Care, mounting and longevity tips
LED downlights are low maintenance, but a few habits keep them performing for years. Most quality LEDs last 15,000 to 50,000 hours, so you rarely change them like old globes.
- Dust the trims occasionally so the finish and output stay clean.
- Check the driver if a light flickers, as this is usually the cause, not the LED.
- Keep spares from the same batch so colour temperature matches.
- Use the right dimmer to avoid buzzing or flicker.
Not every fixture in the home is a downlight, of course. For spots without ceiling wiring, battery options such as rechargeable wall sconces add layered light with no electrician needed, and you will find these across our wider decor and lighting range to complement your recessed downlights.
Frequently asked questions
How many watts should an LED downlight be?

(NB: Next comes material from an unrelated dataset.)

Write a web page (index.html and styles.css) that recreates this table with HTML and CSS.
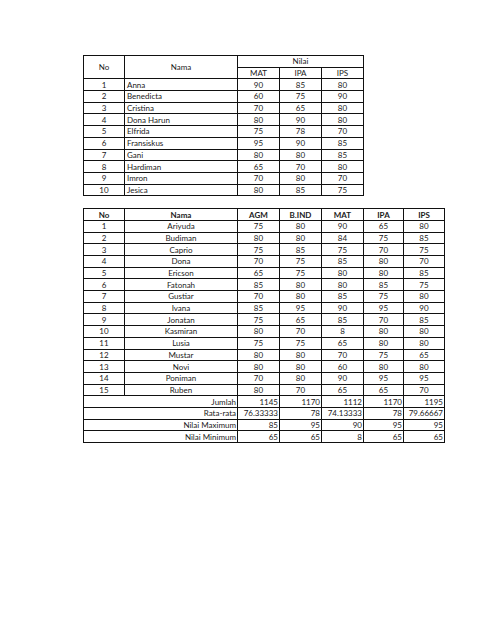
FILE: index.html
```html
<!DOCTYPE html>
<html>
<head>
<meta charset="utf-8">
<link rel="stylesheet" href="styles.css">
</head>
<body>
<div class="page">
<table class="grid t1">
  <colgroup><col class="c-no"><col class="c-nama"><col class="c-n"><col class="c-n"><col class="c-n"></colgroup>
  <tr><td rowspan="2" class="c">No</td><td rowspan="2" class="c">Nama</td><td colspan="3" class="c">Nilai</td></tr>
  <tr><td class="c">MAT</td><td class="c">IPA</td><td class="c">IPS</td></tr>
  <tr><td class="c">1</td><td class="l">Anna</td><td class="c">90</td><td class="c">85</td><td class="c">80</td></tr>
  <tr><td class="c">2</td><td class="l">Benedicta</td><td class="c">60</td><td class="c">75</td><td class="c">90</td></tr>
  <tr><td class="c">3</td><td class="l">Cristina</td><td class="c">70</td><td class="c">65</td><td class="c">80</td></tr>
  <tr><td class="c">4</td><td class="l">Dona Harun</td><td class="c">80</td><td class="c">90</td><td class="c">80</td></tr>
  <tr><td class="c">5</td><td class="l">Elfrida</td><td class="c">75</td><td class="c">78</td><td class="c">70</td></tr>
  <tr><td class="c">6</td><td class="l">Fransiskus</td><td class="c">95</td><td class="c">90</td><td class="c">85</td></tr>
  <tr><td class="c">7</td><td class="l">Gani</td><td class="c">80</td><td class="c">80</td><td class="c">85</td></tr>
  <tr><td class="c">8</td><td class="l">Hardiman</td><td class="c">65</td><td class="c">70</td><td class="c">80</td></tr>
  <tr><td class="c">9</td><td class="l">Imron</td><td class="c">70</td><td class="c">80</td><td class="c">70</td></tr>
  <tr><td class="c">10</td><td class="l">Jesica</td><td class="c">80</td><td class="c">85</td><td class="c">75</td></tr>
</table>

<table class="grid t2">
  <colgroup><col class="c-no"><col class="c-nama"><col class="c-n"><col class="c-n"><col class="c-n"><col class="c-n2"><col class="c-n3"></colgroup>
  <tr class="head"><td class="c">No</td><td class="c">Nama</td><td class="c">AGM</td><td class="c">B.IND</td><td class="c">MAT</td><td class="c">IPA</td><td class="c">IPS</td></tr>
  <tr><td class="c">1</td><td class="c">Ariyuda</td><td class="c">75</td><td class="c">80</td><td class="c">90</td><td class="c">65</td><td class="c">80</td></tr>
  <tr><td class="c">2</td><td class="c">Budiman</td><td class="c">80</td><td class="c">80</td><td class="c">84</td><td class="c">75</td><td class="c">85</td></tr>
  <tr><td class="c">3</td><td class="c">Caprio</td><td class="c">75</td><td class="c">85</td><td class="c">75</td><td class="c">70</td><td class="c">75</td></tr>
  <tr><td class="c">4</td><td class="c">Dona</td><td class="c">70</td><td class="c">75</td><td class="c">85</td><td class="c">80</td><td class="c">70</td></tr>
  <tr><td class="c">5</td><td class="c">Ericson</td><td class="c">65</td><td class="c">75</td><td class="c">80</td><td class="c">80</td><td class="c">85</td></tr>
  <tr><td class="c">6</td><td class="c">Fatonah</td><td class="c">85</td><td class="c">80</td><td class="c">80</td><td class="c">85</td><td class="c">75</td></tr>
  <tr><td class="c">7</td><td class="c">Gustiar</td><td class="c">70</td><td class="c">80</td><td class="c">85</td><td class="c">75</td><td class="c">80</td></tr>
  <tr><td class="c">8</td><td class="c">Ivana</td><td class="c">85</td><td class="c">95</td><td class="c">90</td><td class="c">95</td><td class="c">90</td></tr>
  <tr><td class="c">9</td><td class="c">Jonatan</td><td class="c">75</td><td class="c">65</td><td class="c">85</td><td class="c">70</td><td class="c">85</td></tr>
  <tr><td class="c">10</td><td class="c">Kasmiran</td><td class="c">80</td><td class="c">70</td><td class="c">8</td><td class="c">80</td><td class="c">80</td></tr>
  <tr><td class="c">11</td><td class="c">Lusia</td><td class="c">75</td><td class="c">75</td><td class="c">65</td><td class="c">80</td><td class="c">80</td></tr>
  <tr><td class="c">12</td><td class="c">Mustar</td><td class="c">80</td><td class="c">80</td><td class="c">70</td><td class="c">75</td><td class="c">65</td></tr>
  <tr><td class="c">13</td><td class="c">Novi</td><td class="c">80</td><td class="c">80</td><td class="c">60</td><td class="c">80</td><td class="c">80</td></tr>
  <tr><td class="c">14</td><td class="c">Poniman</td><td class="c">70</td><td class="c">80</td><td class="c">90</td><td class="c">95</td><td class="c">95</td></tr>
  <tr><td class="c">15</td><td class="c">Ruben</td><td class="c">80</td><td class="c">70</td><td class="c">65</td><td class="c">65</td><td class="c">70</td></tr>
  <tr><td colspan="2" class="r">Jumlah</td><td class="r">1145</td><td class="r">1170</td><td class="r">1112</td><td class="r">1170</td><td class="r">1195</td></tr>
  <tr><td colspan="2" class="r">Rata-rata</td><td class="r">76.33333</td><td class="r">78</td><td class="r">74.13333</td><td class="r">78</td><td class="r">79.66667</td></tr>
  <tr><td colspan="2" class="r">Nilai Maximum</td><td class="r">85</td><td class="r">95</td><td class="r">90</td><td class="r">95</td><td class="r">95</td></tr>
  <tr><td colspan="2" class="r">Nilai Minimum</td><td class="r">65</td><td class="r">65</td><td class="r">8</td><td class="r">65</td><td class="r">65</td></tr>
</table>
</div>
</body>
</html>
```
FILE: styles.css
```css
html, body {
  margin: 0;
  padding: 0;
  background: #ffffff;
}
.page {
  padding: 55px 0 0 83px;
  display: flex;
  flex-direction: column;
  align-items: flex-start;
  gap: 12px;
  font-family: Lato, "Liberation Sans", sans-serif;
  font-size: 8px;
  color: #1a1a1a;
}
.grid {
  border-collapse: collapse;
  table-layout: fixed;
}
.t1 { width: 280px; }
.t2 { width: 361px; }
.c-no { width: 41px; }
.c-nama { width: 113px; }
.c-n { width: 42px; }
.c-n2 { width: 40px; }
.c-n3 { width: 41px; }
.grid td {
  border: 1px solid #111;
  padding: 0 2px;
  height: 10.7px;
  line-height: 10px;
  white-space: nowrap;
  overflow: hidden;
}
.grid .c { text-align: center; }
.grid .l { text-align: left; }
.grid .r { text-align: right; padding-right: 1px; }
.t2 .head td { font-weight: bold; }
```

Most LED downlights between 7 and 12 watts suit home use, replacing 50-watt halogens with far less energy. Living rooms and bedrooms work well at 7 to 10 watts, while brighter task areas like kitchens suit 9 to 12 watts. Focus on lumens for brightness rather than watts alone.
What colour temperature is best for LED downlights?
Warm white (2700K to 3000K) suits living rooms and bedrooms for a cosy feel, while neutral white (4000K) is ideal for kitchens and bathrooms. Cool white (5000K to 6000K) fits garages and workshops. Tri-colour downlights let you switch between all three at the fitting.
What is an IC-rated downlight and do I need one?
An IC-rated downlight can safely touch ceiling insulation, and an IC-4 rating means it can be fully covered by it. If your ceiling is insulated, which most Australian homes are, you should choose IC-rated fittings. This keeps insulation intact, improves energy efficiency and reduces fire risk.
Can I replace halogen downlights with LED myself?
Simple globe-only swaps in existing fittings can be straightforward, but replacing complete downlight fittings involves fixed wiring and should be done by a licensed electrician. This ensures correct IC rating, dimmer compatibility and safe connections. Always turn power off at the switchboard and check local rules before any work.